Raymond Chandler on SF: 'They pay brisk money for this crap?'

Contributed by
Dec 17, 2012

Novelist Raymond Chandler left his literary mark with detective noir classics like The Long Goodbye and The Lady in the Lake, but in a private letter to his agent he took a crack at science fiction—and wondered why anyone would actually pay to read that "crap."

The letter, dated March 14, 1953, is a very interesting window into Chandler's process, and shows just how little he thought of "what they call Science Fiction." After offering an update on his in-progress novel Playback, Chandler has a bit of fun and writes up a few off-the-cuff sci-fi paragraphs. Judging by his take, it's pretty obvious Chandler didn't have much respect for the genre.

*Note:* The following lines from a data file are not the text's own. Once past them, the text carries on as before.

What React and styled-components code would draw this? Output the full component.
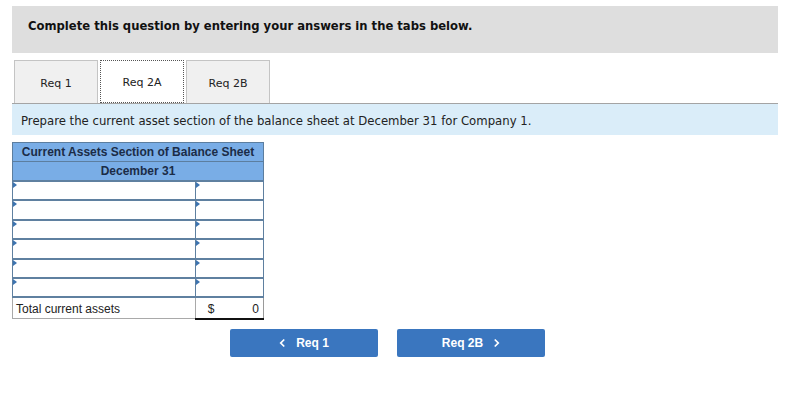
import React from "react";
import styled, { createGlobalStyle } from "styled-components";

const rows = [0, 1, 2, 3, 4, 5];

export default function App() {
  return (
    <>
      <GlobalStyle />
      <Page>
        <Header>Complete this question by entering your answers in the tabs below.</Header>
        <Tabs>
          <Tab>Req 1</Tab>
          <Tab $active>Req 2A</Tab>
          <Tab>Req 2B</Tab>
        </Tabs>
        <Instruction>
          Prepare the current asset section of the balance sheet at December 31 for Company 1.
        </Instruction>
        <Sheet>
          <tbody>
            <tr>
              <HeadCell colSpan={2}>Current Assets Section of Balance Sheet</HeadCell>
            </tr>
            <tr>
              <HeadCell colSpan={2} $sub>December 31</HeadCell>
            </tr>
            {rows.map((r) => (
              <tr key={r}>
                <InputCell $w={184} />
                <InputCell $w={68} />
              </tr>
            ))}
            <tr>
              <TotalLabel>Total current assets</TotalLabel>
              <TotalAmount>
                <span>$</span>
                <span>0</span>
              </TotalAmount>
            </tr>
          </tbody>
        </Sheet>
        <Nav>
          <NavButton>
            <Chevron viewBox="0 0 8 10">
              <path d="M6 1 L2 5 L6 9" />
            </Chevron>
            Req 1
          </NavButton>
          <NavButton>
            Req 2B
            <Chevron viewBox="0 0 8 10">
              <path d="M2 1 L6 5 L2 9" />
            </Chevron>
          </NavButton>
        </Nav>
      </Page>
    </>
  );
}

const GlobalStyle = createGlobalStyle`
  body {
    margin: 0;
    background: #ffffff;
  }
`;

const Page = styled.div`
  width: 766px;
  padding: 6px 0 0 12px;
`;

const Header = styled.div`
  height: 47px;
  background: #dedede;
  padding: 0 0 7px 16px;
  display: flex;
  align-items: center;
  font-family: "DejaVu Sans", Verdana, sans-serif;
  font-weight: bold;
  font-size: 11.6px;
  color: #111;
  box-sizing: border-box;
`;

const Tabs = styled.div`
  display: flex;
  gap: 1px;
  margin-top: 7px;
  padding-left: 2px;
`;

const Tab = styled.div`
  width: 84px;
  height: 43px;
  box-sizing: border-box;
  display: flex;
  align-items: center;
  justify-content: center;
  padding-top: 2px;
  font-family: "DejaVu Sans", Verdana, sans-serif;
  font-size: 11px;
  color: #222;
  background: ${({ $active }) => ($active ? "#ffffff" : "#f0f0f0")};
  border: 1px ${({ $active }) => ($active ? "dotted #555" : "solid #c4c4c4")};
  border-bottom: ${({ $active }) => ($active ? "1px dotted #555" : "none")};
  margin-left: ${({ $active }) => ($active ? "1px" : "0")};
  margin-right: ${({ $active }) => ($active ? "1px" : "0")};
  margin-bottom: ${({ $active }) => ($active ? "-1px" : "0")};
  position: relative;
  z-index: ${({ $active }) => ($active ? 1 : 0)};
`;

const Instruction = styled.div`
  height: 32px;
  box-sizing: border-box;
  background: #daedf9;
  border-top: 1px solid #a4a4a4;
  padding: 2px 0 0 9px;
  display: flex;
  align-items: center;
  font-family: "DejaVu Sans", Verdana, sans-serif;
  font-size: 11.7px;
  color: #222;
`;

const Sheet = styled.table`
  margin-top: 7px;
  border-collapse: collapse;
  width: 252px;
  font-family: "Liberation Sans", Arial, sans-serif;
  font-size: 12px;
`;

const HeadCell = styled.td`
  height: 18px;
  padding: 0;
  background: #79ade6;
  border: 1px solid #5c7e9f;
  text-align: center;
  font-weight: bold;
  color: #1b2c47;
`;

const InputCell = styled.td`
  width: ${({ $w }) => $w}px;
  height: 17.4px;
  padding: 0;
  background: #ffffff;
  border: 2px solid #5f80a0;
  border-left-width: 1px;
  border-right-width: 1px;
  position: relative;

  &::before {
    content: "";
    position: absolute;
    left: 0;
    top: 0;
    border-left: 4px solid #3d74b0;
    border-top: 3px solid transparent;
    border-bottom: 3px solid transparent;
  }
`;

const TotalLabel = styled.td`
  height: 19px;
  padding: 1px 0 0 3px;
  border: 1px solid #a9a9a9;
  border-top: 1px solid #cfcfcf;
  color: #222;
`;

const TotalAmount = styled.td`
  padding: 1px 4px 0 12px;
  border: 1px solid #9a9a9a;
  border-bottom: 2px solid #111;
  color: #222;

  & > span {
    display: inline-block;
  }
  & > span:last-child {
    float: right;
  }
`;

const Nav = styled.div`
  display: flex;
  gap: 19px;
  margin-top: 9px;
  padding-left: 218px;
`;

const NavButton = styled.button`
  width: 148px;
  height: 28px;
  border: none;
  border-radius: 2px;
  background: #3a76bf;
  color: #ffffff;
  font-family: "Liberation Sans", Arial, sans-serif;
  font-weight: bold;
  font-size: 12px;
  display: flex;
  align-items: center;
  justify-content: center;
  gap: 10px;
  padding: 0;
`;

const Chevron = styled.svg`
  width: 7px;
  height: 10px;
  fill: none;
  stroke: #ffffff;
  stroke-width: 2;
`;
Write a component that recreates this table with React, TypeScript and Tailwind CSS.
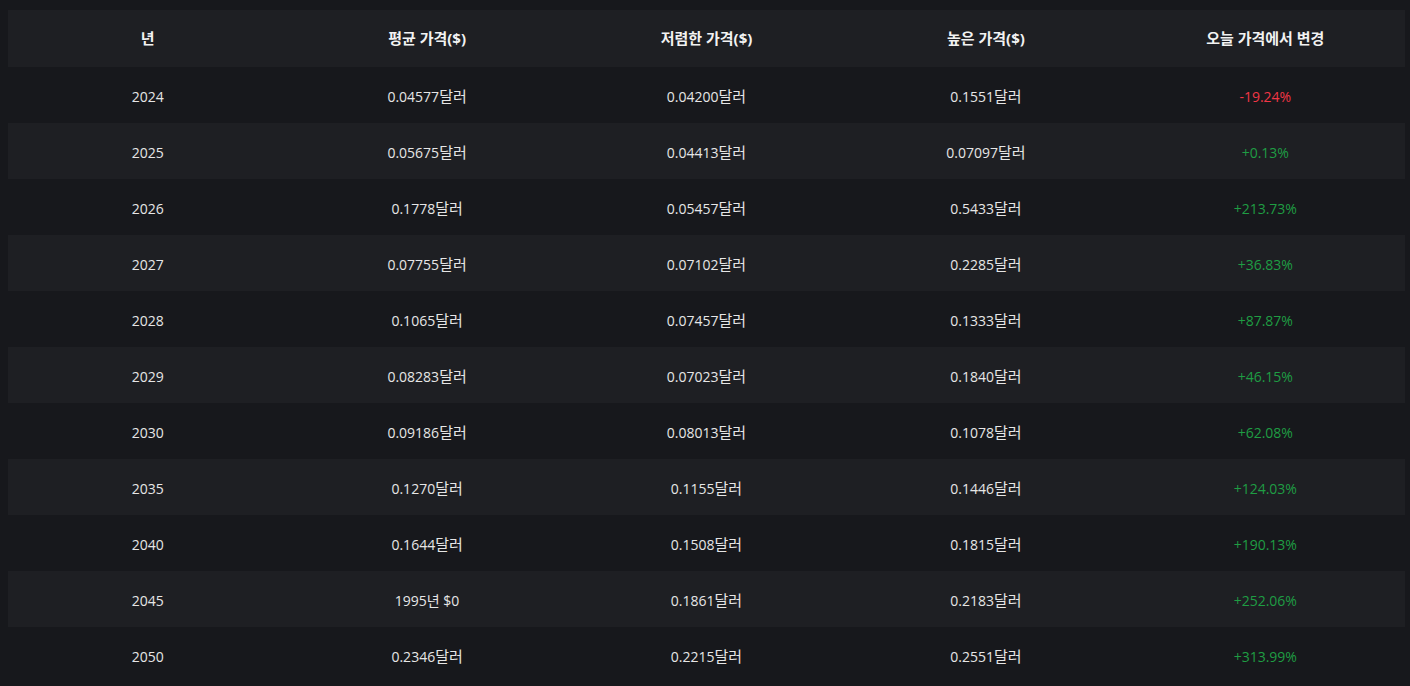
import React from "react";

const rows = [
  ["2024", "0.04577달러", "0.04200달러", "0.1551달러", "-19.24%"],
  ["2025", "0.05675달러", "0.04413달러", "0.07097달러", "+0.13%"],
  ["2026", "0.1778달러", "0.05457달러", "0.5433달러", "+213.73%"],
  ["2027", "0.07755달러", "0.07102달러", "0.2285달러", "+36.83%"],
  ["2028", "0.1065달러", "0.07457달러", "0.1333달러", "+87.87%"],
  ["2029", "0.08283달러", "0.07023달러", "0.1840달러", "+46.15%"],
  ["2030", "0.09186달러", "0.08013달러", "0.1078달러", "+62.08%"],
  ["2035", "0.1270달러", "0.1155달러", "0.1446달러", "+124.03%"],
  ["2040", "0.1644달러", "0.1508달러", "0.1815달러", "+190.13%"],
  ["2045", "1995년 $0", "0.1861달러", "0.2183달러", "+252.06%"],
  ["2050", "0.2346달러", "0.2215달러", "0.2551달러", "+313.99%"],
];

const headers = ["년", "평균 가격($)", "저렴한 가격($)", "높은 가격($)", "오늘 가격에서 변경"];

// korean suffix renders a bit wider in the original
const Cell = ({ text }: { text: string }) => {
  if (text.endsWith("달러")) {
    return (
      <>
        {text.slice(0, -2)}
        <span className="text-[15px]">달러</span>
      </>
    );
  }
  return <>{text}</>;
};

const App = () => {
  return (
    <div
      className="min-h-screen bg-[#17181c] pt-[10px] pl-2 pr-[5px]"
      style={{ fontFamily: '"Open Sans", "Noto Sans CJK KR", sans-serif' }}
    >
      <div className="grid grid-cols-5 bg-[#1e1f23] h-[57px] items-center text-center text-[15px] font-bold text-[#f2f2f2]">
        {headers.map((h) => (
          <div key={h}>{h}</div>
        ))}
      </div>
      {rows.map((row, idx) => (
        <div
          key={row[0]}
          className={
            "grid grid-cols-5 h-[56px] items-center text-center text-[14px] text-[#e6e6e6] pt-[2px] " +
            (idx % 2 === 1 ? "bg-[#1e1f23]" : "bg-[#17181c]")
          }
        >
          {row.map((cell, i) => (
            <div
              key={i}
              className={
                i === 4
                  ? cell.startsWith("-")
                    ? "text-[#f23645]"
                    : "text-[#1f9d43]"
                  : ""
              }
            >
              <Cell text={cell} />
            </div>
          ))}
        </div>
      ))}
    </div>
  );
};

export default App;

Check out the letter, complete with his technobabble-filled mini-story, below:

6005 Camino de la Costa La Jolla, California Mar 14 1953

Dear Swanie:

Playback is getting a bit tired. I have 36,000 words of doodling and not yet a stiff. That is terrible. I am suffering from a very uncommon disease called (by me) atrophy of the inventive powers. I can write like a streak but I bore myself. That being so, I could hardly fail to bore others worse. I can't help thinking of that beautiful piece of Sid Perelman's entitled "I'm Sorry I Made Me Cry."

Did you ever read what they call Science Fiction? It's a scream. It is written like this: "I checked out with K19 on Aldabaran III, and stepped out through the crummalite hatch on my 22 Model Sirus Hardtop. I cocked the timejector in secondary and waded through the bright blue manda grass. My breath froze into pink pretzels. I flicked on the heat bars and the Brylls ran swiftly on five legs using their other two to send out crylon vibrations. The pressure was almost unbearable, but I caught the range on my wrist computer through the transparent cysicites. I pressed the trigger. The thin violet glow was icecold against the rust-colored mountains. The Brylls shrank to half an inch long and I worked fast stepping on them with the poltex. But it wasn't enough. The sudden brightness swung me around and the Fourth Moon had already risen. I had exactly four seconds to hot up the disintegrator and Google had told me it wasn't enough. He was right."

They pay brisk money for this crap?


So, would you like to have seen the continued adventures of K19 and Google?